Most fiberglass doors come primed, ready for you to customize with paint or a special gel stain. If you’re aiming for a wood look, understand that it’s a different process than staining real wood. You’ll need a gel stain and a specific application technique to create a convincing grain pattern. It’s very doable, but it pays to practice on a scrap piece first.
Finishing Touches for a Weatherproof Seal
You can install the world’s best door perfectly, but if you fail on the final sealing details, you’ve failed the entire project. A weatherproof seal is a system, not a single product. It starts with properly integrating the door’s mounting flange into your home’s weather-resistive barrier (like Tyvek). The rule is to layer materials like shingles on a roof: the top layer always overlaps the bottom layer, so gravity pulls water down and out.

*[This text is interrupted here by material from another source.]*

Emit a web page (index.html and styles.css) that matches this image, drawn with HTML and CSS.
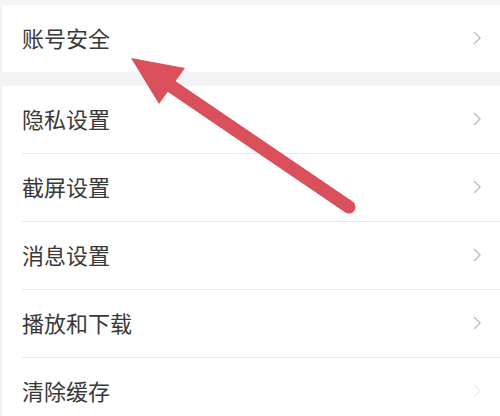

Once the door is fastened in place, the gap between the door frame and the rough opening needs to be insulated. Use only low-expansion spray foam specifically formulated for windows and doors. Standard insulating foam can expand with enough force to bow the door jambs, making the door impossible to close properly. Apply a modest bead; it will expand to fill the void, creating an essential air seal.
The final line of defense is the exterior caulk. Apply a continuous bead of high-quality, exterior-grade sealant around the entire perimeter of the door, sealing the joint between the door’s outer trim and your home’s siding. This bead blocks wind-driven rain and drafts. Taking the time to do these finishing steps right is what separates a professional-grade installation from one that will cause headaches down the road.
A seamless transition to your garden is about more than just the view. It’s the result of a thoughtful choice and a meticulous installation, where every measurement, shim, and bead of caulk plays a role. When done right, your new garden door becomes more than just an entryway; it becomes an integral, effortless part of how you enjoy your home.